Juan Duldulao in the petition for certiorari is joined by Modesto Duldulao and both alleged that the deed which Tomas Salvador presented to the court was forged or otherwise invalid; that Modesto Duldulao was the transferee of all the rights and interests which his co- petitioner had over the property covered by the said certificate of title, by virtue of a deed of sale executed by Juan Duldulao in his (Modesto’s) favor on March 13, 1950.

The present petition is based on two grounds, namely, (1) that no notice was served on the registered owner, Juan Duldulao, of Salvador’s petition and of the hearing thereon; and (2) that the respondent Judge acted outside of his territorial jurisdiction.

The alleged lack of notice to Duldulao is specifically denied in the answers, thus squarely putting this question in issue. It was suggested that in view of this conflict in the pleadings, hearing might be ordered to give the parties opportunity to substantiate, if they desired, their respective allegations. The majority, however, opine that it is now too late to take evidence for this purpose; that it was incumbent upon the petitioners, before their petition was argued and submitted, to ask for such hearing, and that, having failed to do so, they are deemed to have abandoned their controverted allegation or abided by the adverse party’s denial. This is the Court’s ruling.

As to the territorial jurisdiction of the respondent Judge to make the order under review and the authority of the Register of Deeds of Oriental Mindoro to issue the certificate of title, a brief preliminary statement is appropriate.

Under Republic Act No. 296, known as the Judiciary Act, five judges were to be commissioned for the 8th Judicial District, one of them to preside over the Court of First Instance of Mindoro and Marinduque with station at the municipality of Calapan. By Republic Act No. 505 the Province of Mindoro was divided into two separate provinces, one to be known as Oriental Mindoro and another as Occidental Mindoro. Calapan happens to be the capital of Oriental Mindoro, as it was of the old Province of Mindoro, and San Jose, where the land in question is situated, has become a municipality of the segregated province. But Republic Act No. 505 makes no provisions for a new judge or new register of deeds for Occidental Mindoro nor for the disposition of the cases pertaining to the last-mentioned province, pending or thereafter to be filed.

The question then is, had the respondent Judge and the Register of Deeds whose appointments were for the former Province of Mindoro lost jurisdiction over the cases which by the division of that province belonged to the newly created province? Or should not those cases at least be tried within the territorial limits of Occidental Mindoro?.

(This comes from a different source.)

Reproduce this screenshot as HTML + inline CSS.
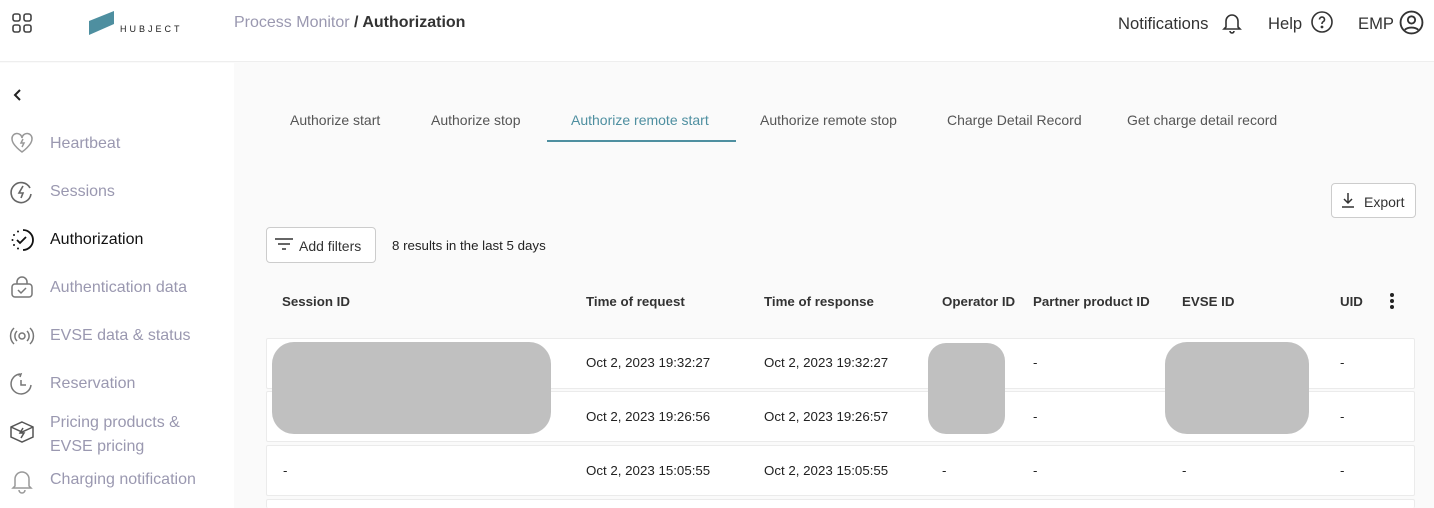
<!DOCTYPE html>
<html><head><meta charset="utf-8"><style>
*{margin:0;padding:0;box-sizing:border-box}
html,body{width:1434px;height:508px;overflow:hidden}
body{background:#fafafa;font-family:"Liberation Sans",sans-serif;position:relative;color:#222}
.a{position:absolute;white-space:nowrap}
.hdr{position:absolute;left:0;top:0;width:1434px;height:62px;background:#fff;border-bottom:1px solid #eee}
.side{position:absolute;left:0;top:63px;width:234px;height:445px;background:#fff}
.nav{font-size:16px;color:#9a98b0}
.tab{font-size:14px;color:#555;top:112px}
.th{font-size:13.3px;font-weight:bold;color:#333;top:294px}
.row{position:absolute;left:266px;width:1149px;height:51px;background:#fff;border:1px solid #ebebeb;border-radius:2px}
.td{font-size:13.3px;color:#222}
.blur{position:absolute;background:#c0c0c0;border-radius:22px}
svg{position:absolute}
</style></head><body>
<div class="hdr"></div>
<div class="side"></div>
<svg style="left:12px;top:13px" width="20" height="20" viewBox="0 0 20 20" fill="none" stroke="#444" stroke-width="1.6"><rect x="1" y="1" width="7" height="7" rx="2"/><rect x="12" y="1" width="7" height="7" rx="2"/><rect x="1" y="12" width="7" height="7" rx="2"/><rect x="12" y="12" width="7" height="7" rx="2"/></svg>
<svg style="left:89px;top:11px" width="26" height="25" viewBox="0 0 26 25"><polygon points="0,10 25,0 25,13 0,24" fill="#4e8fa0"/></svg>
<div class="a" style="left:120px;top:24px;font-size:9px;letter-spacing:3px;color:#222">HUBJECT</div>
<div class="a" style="left:234px;top:14px;font-size:16px;color:#9a98b0">Process Monitor <span style="color:#333;font-weight:bold">/ Authorization</span></div>
<div class="a" style="left:1118px;top:14px;font-size:16.6px;color:#333">Notifications</div>
<svg style="left:1220px;top:10px" width="24" height="24" viewBox="0 0 24 24" fill="none" stroke="#333" stroke-width="1.6"><path d="M6 17V11a6 6 0 0 1 12 0v6l2 2H4z"/><path d="M10 21a2 2 0 0 0 4 0"/></svg>
<div class="a" style="left:1268px;top:14px;font-size:16.6px;color:#333">Help</div>
<svg style="left:1310px;top:10px" width="24" height="24" viewBox="0 0 24 24" fill="none" stroke="#333" stroke-width="1.6"><circle cx="12" cy="12" r="10"/><path d="M9.5 9.5a2.5 2.5 0 1 1 3.5 2.3c-.7.4-1 1-1 1.7v.5"/><circle cx="12" cy="17" r=".6" fill="#333"/></svg>
<div class="a" style="left:1358px;top:14px;font-size:16.6px;color:#333">EMP</div>
<svg style="left:1399px;top:10px" width="25" height="25" viewBox="0 0 24 24" fill="none" stroke="#333" stroke-width="1.8"><circle cx="12" cy="12" r="10.5"/><circle cx="12" cy="9.5" r="3.5"/><path d="M5.5 19a8 5 0 0 1 13 0"/></svg>

<svg style="left:12px;top:88px" width="12" height="14" viewBox="0 0 12 14" fill="none" stroke="#222" stroke-width="2"><path d="M8 2L3 7l5 5"/></svg>
<svg style="left:10px;top:132px" width="24" height="22" viewBox="0 0 24 22" fill="none" stroke="#999" stroke-width="1.5"><path d="M12 20S2 13 2 7a5 5 0 0 1 10-1 5 5 0 0 1 10 1c0 6-10 13-10 13z"/><path d="M13 7l-2 4h3l-2 4"/></svg>
<div class="a nav" style="left:50px;top:135px">Heartbeat</div>
<svg style="left:10px;top:180px" width="24" height="24" viewBox="0 0 24 24" fill="none" stroke="#666" stroke-width="1.6"><path d="M20 8a10 10 0 1 0 1 6"/><path d="M13 6l-4 7h4l-2 5"/></svg>
<div class="a nav" style="left:50px;top:183px">Sessions</div>
<svg style="left:10px;top:228px" width="24" height="24" viewBox="0 0 24 24" fill="none" stroke="#111" stroke-width="1.8"><path d="M13 2a10 10 0 0 1 0 20" /><path d="M7 12l3 3 6-6"/><g fill="#111" stroke="none"><circle cx="8" cy="3.5" r="1"/><circle cx="4" cy="7" r="1"/><circle cx="2.5" cy="12" r="1"/><circle cx="4" cy="17" r="1"/><circle cx="8" cy="20.5" r="1"/></g></svg>
<div class="a" style="left:50px;top:231px;font-size:16px;color:#111">Authorization</div>
<svg style="left:10px;top:275px" width="24" height="24" viewBox="0 0 24 24" fill="none" stroke="#777" stroke-width="1.5"><rect x="2" y="9" width="20" height="13" rx="3"/><path d="M7 9V7a5 5 0 0 1 10 0v2"/><path d="M8 15l3 3 5-5"/></svg>
<div class="a nav" style="left:50px;top:279px">Authentication data</div>
<svg style="left:9px;top:324px" width="26" height="24" viewBox="0 0 26 24" fill="none" stroke="#777" stroke-width="1.5"><circle cx="13" cy="12" r="3"/><path d="M8 7a7 7 0 0 0 0 10M18 7a7 7 0 0 1 0 10M5 4a11 11 0 0 0 0 16M21 4a11 11 0 0 1 0 16"/></svg>
<div class="a nav" style="left:50px;top:327px">EVSE data &amp; status</div>
<svg style="left:10px;top:372px" width="24" height="24" viewBox="0 0 24 24" fill="none" stroke="#777" stroke-width="1.5"><path d="M10 2a10 10 0 1 0 11 11"/><path d="M8 3l3-1-1 3"/><path d="M11 8v5h5"/></svg>
<div class="a nav" style="left:50px;top:375px">Reservation</div>
<svg style="left:9px;top:420px" width="26" height="24" viewBox="0 0 26 24" fill="none" stroke="#555" stroke-width="1.5"><path d="M13 2L24 7v10L13 22 2 17V7z"/><path d="M2 7l11 5 11-5"/><path d="M14 8l-3 5h4l-3 5"/></svg>
<div class="a nav" style="left:50px;top:411px;line-height:24px">Pricing products &amp;<br>EVSE pricing</div>
<svg style="left:11px;top:468px" width="22" height="26" viewBox="0 0 22 26" fill="none" stroke="#999" stroke-width="1.5"><path d="M4 18V11a7 7 0 0 1 14 0v7l2 2H2z"/><path d="M8 22a3 3 0 0 0 6 0"/></svg>
<div class="a nav" style="left:50px;top:471px">Charging notification</div>

<div class="a tab" style="left:290px">Authorize start</div>
<div class="a tab" style="left:431px">Authorize stop</div>
<div class="a tab" style="left:571px;color:#4e8fa0">Authorize remote start</div>
<div class="a" style="left:547px;top:140px;width:189px;height:2px;background:#4e8fa0"></div>
<div class="a tab" style="left:760px">Authorize remote stop</div>
<div class="a tab" style="left:947px">Charge Detail Record</div>
<div class="a tab" style="left:1127px">Get charge detail record</div>

<div class="a" style="left:1331px;top:183px;width:85px;height:35px;border:1px solid #ccc;border-radius:4px;background:#fff"></div>
<svg style="left:1340px;top:192px" width="16" height="16" viewBox="0 0 16 16" fill="none" stroke="#333" stroke-width="1.5"><path d="M8 1v10M4 7l4 4 4-4M2 15h12"/></svg>
<div class="a" style="left:1364px;top:194px;font-size:14px;color:#333">Export</div>

<div class="a" style="left:266px;top:227px;width:110px;height:36px;border:1px solid #ccc;border-radius:4px;background:#fff"></div>
<svg style="left:274px;top:237px" width="20" height="14" viewBox="0 0 20 14" fill="none" stroke="#333" stroke-width="1.5"><path d="M1 2h18M4 7h12M8 12h4"/></svg>
<div class="a" style="left:299px;top:238px;font-size:14px;color:#333">Add filters</div>
<div class="a" style="left:392px;top:238px;font-size:13.3px;color:#222">8 results in the last 5 days</div>

<div class="a th" style="left:282px">Session ID</div>
<div class="a th" style="left:586px">Time of request</div>
<div class="a th" style="left:764px">Time of response</div>
<div class="a th" style="left:942px">Operator ID</div>
<div class="a th" style="left:1033px">Partner product ID</div>
<div class="a th" style="left:1182px">EVSE ID</div>
<div class="a th" style="left:1340px">UID</div>
<svg style="left:1388px;top:292px" width="8" height="18" viewBox="0 0 8 18" fill="#222"><circle cx="4" cy="3" r="2"/><circle cx="4" cy="9" r="2"/><circle cx="4" cy="15" r="2"/></svg>

<div class="row" style="top:338px"></div>
<div class="row" style="top:391px"></div>
<div class="row" style="top:445px"></div>
<div class="row" style="top:499px;height:9px;border-bottom:none"></div>

<div class="a td" style="left:586px;top:355px">Oct 2, 2023 19:32:27</div>
<div class="a td" style="left:764px;top:355px">Oct 2, 2023 19:32:27</div>
<div class="a td" style="left:1033px;top:355px">-</div>
<div class="a td" style="left:1340px;top:355px">-</div>
<div class="a td" style="left:586px;top:409px">Oct 2, 2023 19:26:56</div>
<div class="a td" style="left:764px;top:409px">Oct 2, 2023 19:26:57</div>
<div class="a td" style="left:1033px;top:409px">-</div>
<div class="a td" style="left:1340px;top:409px">-</div>
<div class="a td" style="left:283px;top:463px">-</div>
<div class="a td" style="left:586px;top:463px">Oct 2, 2023 15:05:55</div>
<div class="a td" style="left:764px;top:463px">Oct 2, 2023 15:05:55</div>
<div class="a td" style="left:942px;top:463px">-</div>
<div class="a td" style="left:1033px;top:463px">-</div>
<div class="a td" style="left:1182px;top:463px">-</div>
<div class="a td" style="left:1340px;top:463px">-</div>

<div class="blur" style="left:272px;top:342px;width:279px;height:92px"></div>
<div class="blur" style="left:928px;top:343px;width:77px;height:91px;border-radius:18px"></div>
<div class="blur" style="left:1165px;top:342px;width:144px;height:92px"></div>
</body></html>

It is our opinion that in the absence of any provision to the contrary, the Court of First Instance Judge and the Register of Deeds of the Province of Mindoro continued after its division to be the Judge and the Register of Deeds for Occidental Mindoro as well as for Oriental Mindoro. It being conceded that these officials continued to be the Judge of First Instance and the Register of Deeds of Oriental Mindoro after the passage of Republic Act No. 505, there is no valid ground for the proposition that they had ceased to be the same officials for occidental Mindoro. Occidental Mindoro is not inferior to Oriental Mindoro in category and one had been as much a part of the abolished province as the other.

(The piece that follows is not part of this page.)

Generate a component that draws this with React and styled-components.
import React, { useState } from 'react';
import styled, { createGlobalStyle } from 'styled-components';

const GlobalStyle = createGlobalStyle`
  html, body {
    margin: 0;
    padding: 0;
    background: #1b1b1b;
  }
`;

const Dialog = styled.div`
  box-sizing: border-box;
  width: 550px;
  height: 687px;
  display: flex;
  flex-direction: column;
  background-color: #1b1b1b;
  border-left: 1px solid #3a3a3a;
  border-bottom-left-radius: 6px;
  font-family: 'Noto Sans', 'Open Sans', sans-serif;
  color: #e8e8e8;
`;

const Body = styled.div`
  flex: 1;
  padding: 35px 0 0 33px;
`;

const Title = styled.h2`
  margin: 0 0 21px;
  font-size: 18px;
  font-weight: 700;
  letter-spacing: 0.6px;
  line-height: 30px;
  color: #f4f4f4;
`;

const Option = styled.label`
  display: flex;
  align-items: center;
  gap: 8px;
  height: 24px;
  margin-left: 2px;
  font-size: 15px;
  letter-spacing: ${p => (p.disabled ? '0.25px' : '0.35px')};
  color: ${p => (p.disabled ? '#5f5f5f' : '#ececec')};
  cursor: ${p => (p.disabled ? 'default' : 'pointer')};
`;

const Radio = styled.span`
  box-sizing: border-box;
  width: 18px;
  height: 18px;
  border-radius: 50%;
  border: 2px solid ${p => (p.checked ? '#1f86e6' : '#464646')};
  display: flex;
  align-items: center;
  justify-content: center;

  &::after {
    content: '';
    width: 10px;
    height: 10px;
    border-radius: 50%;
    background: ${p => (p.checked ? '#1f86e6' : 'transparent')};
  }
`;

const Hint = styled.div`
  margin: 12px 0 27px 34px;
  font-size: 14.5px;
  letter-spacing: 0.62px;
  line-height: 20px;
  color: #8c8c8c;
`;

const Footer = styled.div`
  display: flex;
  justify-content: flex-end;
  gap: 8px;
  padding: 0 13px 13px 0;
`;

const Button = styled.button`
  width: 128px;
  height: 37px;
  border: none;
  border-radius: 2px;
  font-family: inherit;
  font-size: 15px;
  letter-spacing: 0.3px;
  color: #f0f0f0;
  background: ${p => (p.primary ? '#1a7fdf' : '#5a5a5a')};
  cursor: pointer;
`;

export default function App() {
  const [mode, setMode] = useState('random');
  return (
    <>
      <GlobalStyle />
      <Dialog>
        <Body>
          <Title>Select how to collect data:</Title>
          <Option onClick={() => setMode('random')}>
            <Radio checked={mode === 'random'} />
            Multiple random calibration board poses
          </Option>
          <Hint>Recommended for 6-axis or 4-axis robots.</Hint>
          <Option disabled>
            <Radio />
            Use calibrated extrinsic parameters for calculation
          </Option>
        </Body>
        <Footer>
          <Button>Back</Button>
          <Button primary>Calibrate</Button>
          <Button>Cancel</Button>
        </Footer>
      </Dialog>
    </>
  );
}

Another reason for the above conclusion is that law abhors a vacuum and that a provision not violative of any enactment or the constitution is to be read into an act to supply the omission. From this standpoint, the Judge of the Court of First Instance and the Register of Deeds of Mindoro had to be regarded as the Judge and the Register of Deeds of Occidental Mindoro if the latter province was not to be left without officials so indispensable. Indeed, the absolute silence of Republic Act No. 505 on this matter can admit only of the construction that the Congress intended to maintain the status quo in this regard for the time being. It seems unreasonable to suppose that had the legislative intent been otherwise, the enactment would have failed to so state and appropriate necessary funds for the new positions and the new court.

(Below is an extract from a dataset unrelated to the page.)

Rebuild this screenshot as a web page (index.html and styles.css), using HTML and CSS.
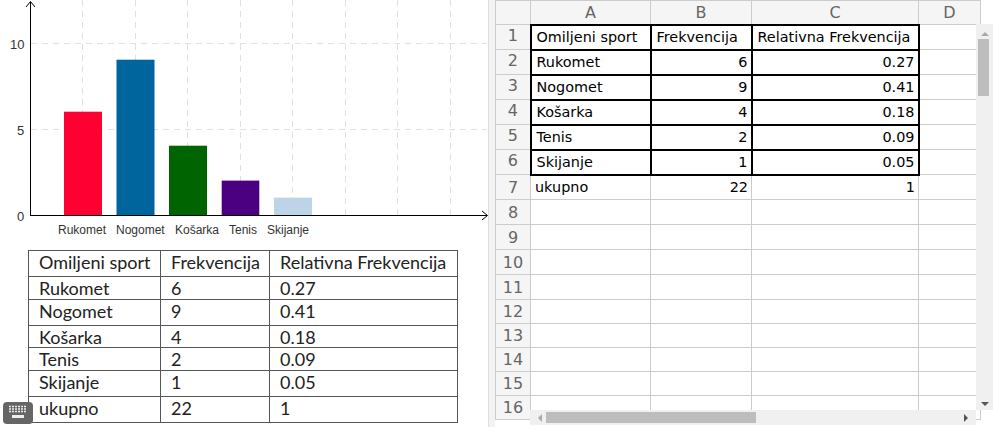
FILE: index.html
```html
<!DOCTYPE html>
<html lang="en">
<head>
<meta charset="UTF-8">
<meta name="viewport" content="width=device-width, initial-scale=1.0">
<title>Omiljeni sport</title>
<link rel="stylesheet" href="styles.css">
</head>
<body>
<div class="app">
    <div class="graphics">
        <svg class="chart" width="488" height="250" viewBox="0 0 488 250">
            <g class="grid">
                <path d="M82.5 0V215M135.5 0V215M187.5 0V215M240.5 0V215M292.5 0V215M345.5 0V215M397.5 0V215M450.5 0V215"/>
                <path d="M31 43.5H487M31 129.5H487"/>
            </g>
            <rect x="64" y="111.7" width="38" height="103.3" fill="#ff0033"/>
            <rect x="116.5" y="59.7" width="38" height="155.3" fill="#00659c"/>
            <rect x="169" y="145.7" width="38" height="69.3" fill="#006400"/>
            <rect x="221.7" y="180.6" width="37.6" height="34.4" fill="#4b0082"/>
            <rect x="274" y="197.6" width="38" height="17.4" fill="#bdd3e7"/>
            <g class="axis">
                <path d="M30.5 216V2M26 7L30.5 1.5L35 7"/>
                <path d="M30 215.5H487M482 211L487.5 215.5L482 220"/>
            </g>
            <g class="ticks">
                <text x="10" y="49">10</text>
                <text x="17" y="135">5</text>
                <text x="17" y="221">0</text>
            </g>
            <g class="labels">
                <text x="58" y="234">Rukomet</text>
                <text x="116" y="234">Nogomet</text>
                <text x="175" y="234">Košarka</text>
                <text x="229" y="234">Tenis</text>
                <text x="267" y="234">Skijanje</text>
            </g>
        </svg>
        <table class="latex">
            <tr class="h26"><td class="c1">Omiljeni sport</td><td class="c2">Frekvencija</td><td class="c3">Relativna Frekvencija</td></tr>
            <tr class="h23"><td>Rukomet</td><td>6</td><td>0.27</td></tr>
            <tr class="h26"><td>Nogomet</td><td>9</td><td>0.41</td></tr>
            <tr class="h22"><td>Košarka</td><td>4</td><td>0.18</td></tr>
            <tr class="h23"><td>Tenis</td><td>2</td><td>0.09</td></tr>
            <tr class="h26"><td>Skijanje</td><td>1</td><td>0.05</td></tr>
            <tr class="h26"><td>ukupno</td><td>22</td><td>1</td></tr>
        </table>
        <div class="keyboard">
            <svg width="22" height="16" viewBox="0 0 22 16">
                <path class="keys" d="M2 1.5H20M2 4H20M2 6.5H20" />
                <rect x="5" y="10" width="12" height="3" fill="#eee"/>
            </svg>
        </div>
    </div>
    <div class="divider"></div>
    <div class="sheet">
        <table class="cells">
            <tr class="head"><th class="corner"></th><th class="col-a">A</th><th class="col-b">B</th><th class="col-c">C</th><th class="col-d">D</th></tr>
            <tr><th class="raised">1</th><td class="box">Omiljeni sport</td><td class="box">Frekvencija</td><td class="box">Relativna Frekvencija</td><td></td></tr>
            <tr><th class="raised">2</th><td class="box">Rukomet</td><td class="box num">6</td><td class="box num">0.27</td><td></td></tr>
            <tr><th class="raised">3</th><td class="box">Nogomet</td><td class="box num">9</td><td class="box num">0.41</td><td></td></tr>
            <tr><th class="raised">4</th><td class="box">Košarka</td><td class="box num">4</td><td class="box num">0.18</td><td></td></tr>
            <tr><th class="raised">5</th><td class="box">Tenis</td><td class="box num">2</td><td class="box num">0.09</td><td></td></tr>
            <tr><th class="raised">6</th><td class="box">Skijanje</td><td class="box num">1</td><td class="box num">0.05</td><td></td></tr>
            <tr><th>7</th><td>ukupno</td><td class="num">22</td><td class="num">1</td><td></td></tr>
            <tr><th>8</th><td></td><td></td><td></td><td></td></tr>
            <tr><th>9</th><td></td><td></td><td></td><td></td></tr>
            <tr><th>10</th><td></td><td></td><td></td><td></td></tr>
            <tr><th>11</th><td></td><td></td><td></td><td></td></tr>
            <tr class="short"><th>12</th><td></td><td></td><td></td><td></td></tr>
            <tr class="short"><th>13</th><td></td><td></td><td></td><td></td></tr>
            <tr class="short"><th>14</th><td></td><td></td><td></td><td></td></tr>
            <tr class="short"><th>15</th><td></td><td></td><td></td><td></td></tr>
            <tr class="short"><th>16</th><td></td><td></td><td></td><td></td></tr>
        </table>
        <div class="vscroll">
            <span class="arrow up"></span>
            <div class="vthumb"></div>
            <span class="arrow down"></span>
        </div>
        <div class="hscroll">
            <span class="arrow left"></span>
            <div class="hthumb"></div>
            <span class="arrow right"></span>
        </div>
    </div>
</div>
</body>
</html>
```

FILE: styles.css
```css
html, body {
    margin: 0;
    padding: 0;
    height: 100%;
    overflow: hidden;
    background: #fff;
}
.app {
    display: flex;
    width: 993px;
    height: 427px;
    overflow: hidden;
}
.graphics {
    position: relative;
    width: 488px;
    flex: none;
}
.divider {
    width: 7px;
    flex: none;
    background: #f3f3f3;
    border-left: 1px solid #ddd;
    box-sizing: border-box;
}

/* chart */
.chart {
    display: block;
}
.grid path {
    fill: none;
    stroke: #e0e0e0;
    stroke-width: 1;
    stroke-dasharray: 6 5;
}
.axis path {
    fill: none;
    stroke: #000;
    stroke-width: 1;
}
.ticks text {
    font-family: "Liberation Sans", Arial, sans-serif;
    font-size: 13px;
    fill: #333;
}
.labels text {
    font-family: "Liberation Sans", Arial, sans-serif;
    font-size: 12px;
    fill: #333;
}

/* table drawn in the graphics view */
.latex {
    margin-left: 28px;
    width: 430px;
    table-layout: fixed;
    border-collapse: collapse;
    font-family: Lato, "Open Sans", sans-serif;
    font-size: 18px;
    color: #222;
}
.latex td {
    border: 1px solid #555;
    padding: 2px 0 0 10px;
    line-height: 19px;
    vertical-align: top;
    white-space: nowrap;
    overflow: hidden;
}
.latex .c1 {
    width: 121px;
}
.latex .c2 {
    width: 98px;
}
.h26 {
    height: 26px;
}
.h23 {
    height: 23px;
}
.h22 {
    height: 22px;
}
.keyboard {
    position: absolute;
    left: 3px;
    top: 402px;
    width: 30px;
    height: 22px;
    background: #666;
    border-radius: 4px;
    display: flex;
    align-items: center;
    justify-content: center;
}
.keys {
    fill: none;
    stroke: #eee;
    stroke-width: 1.5;
    stroke-dasharray: 2 1;
}

/* spreadsheet */
.sheet {
    position: relative;
    flex: 1;
    overflow: hidden;
}
.cells {
    table-layout: fixed;
    width: 480px;
    border-collapse: collapse;
    font-family: "DejaVu Sans", sans-serif;
    font-size: 14.4px;
    color: #000;
}
.cells tr {
    height: 25px;
}
.cells tr.head {
    height: 24px;
}
.cells tr.short {
    height: 24px;
}
.cells th {
    background: #f5f5f5;
    border: 1px solid #ccc;
    color: #666;
    font-weight: normal;
    font-size: 16px;
    padding: 0;
}
.cells th.raised {
    padding-bottom: 3px;
}
.cells td {
    border: 1px solid #ccc;
    padding: 0 3px 0 4px;
    white-space: nowrap;
    overflow: hidden;
}
.cells td.box {
    border: 2px solid #000;
    padding-left: 5px;
}
.cells td.num {
    text-align: right;
}
.corner {
    width: 34px;
}
.col-a {
    width: 119px;
}
.col-b {
    width: 100px;
}
.col-c {
    width: 166px;
}
.col-d {
    width: 61px;
}

/* scrollbars */
.vscroll {
    position: absolute;
    left: 481px;
    top: 24px;
    width: 17px;
    height: 386px;
    background: #f0f0f0;
    display: flex;
    flex-direction: column;
    align-items: center;
    justify-content: space-between;
    padding: 8px 0 4px;
    box-sizing: border-box;
}
.vthumb {
    position: absolute;
    left: 2px;
    top: 15px;
    width: 11px;
    height: 57px;
    background: #bdbdbd;
}
.hscroll {
    position: absolute;
    left: 35px;
    top: 410px;
    width: 446px;
    height: 15px;
    background: #f0f0f0;
    display: flex;
    align-items: center;
    justify-content: space-between;
    padding: 0 8px;
    box-sizing: border-box;
}
.hthumb {
    position: absolute;
    left: 16px;
    top: 2px;
    width: 210px;
    height: 11px;
    background: #bdbdbd;
}
.arrow {
    width: 0;
    height: 0;
    border: 4px solid transparent;
}
.arrow.up {
    border-top: 0;
    border-bottom: 4px solid #aaa;
}
.arrow.down {
    border-bottom: 0;
    border-top: 4px solid #555;
}
.arrow.left {
    border-left: 0;
    border-right: 4px solid #aaa;
}
.arrow.right {
    border-right: 0;
    border-left: 4px solid #555;
}
```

By the same token, Judge Ramos must be held to have lawfully acted in Calapan on his co-respondent’s petition, and so must the Register of Deeds in executing the Judge’s orders. There was no court personnel in Occidental Mindoro to receive the petition and issue notices, or docket in which to enter them, and there was no officer designated for Occidental Mindoro with necessary facilities to perform the duties of register of deeds; all the books, certificate of title, and other papers pertaining to Occidental Mindoro were in Calapan under the custody of the incumbent official. If sustained, the effect of the herein petitioners’ contention would be no less than a complete paralyzation of judicial functions in one of the two new provinces. Obviously, the situation presented all the elements which called for the application of the principle of hold-over, to preserve the continuity in the transaction of official business and the operation of the machinery of justice.

Wherefore, the petition for certiorari must be, and it is, hereby denied, without costs, and without prejudice, of course, to the filing of an ordinary action and the taking of necessary steps authorized by the law to annul the alleged forged deed of conveyance by Juan Duldulao to Tomas Salvador, to set aside the assailed order and all actions taken in pursuance thereof, to recover or clear title to the land alleged to have been purchased by the respondent, and otherwise to obtain all appropriate remedies for the protection of the herein petitioners’ alleged title, right and interest to and in that property.

The preliminary injunction heretofore issued against Tomas Salvador in these proceedings is hereby ordered dissolved.

Paras, C.J., Feria, Pablo, Bengzon Montemayor, Bautista Angelo and Labrador, JJ., concur.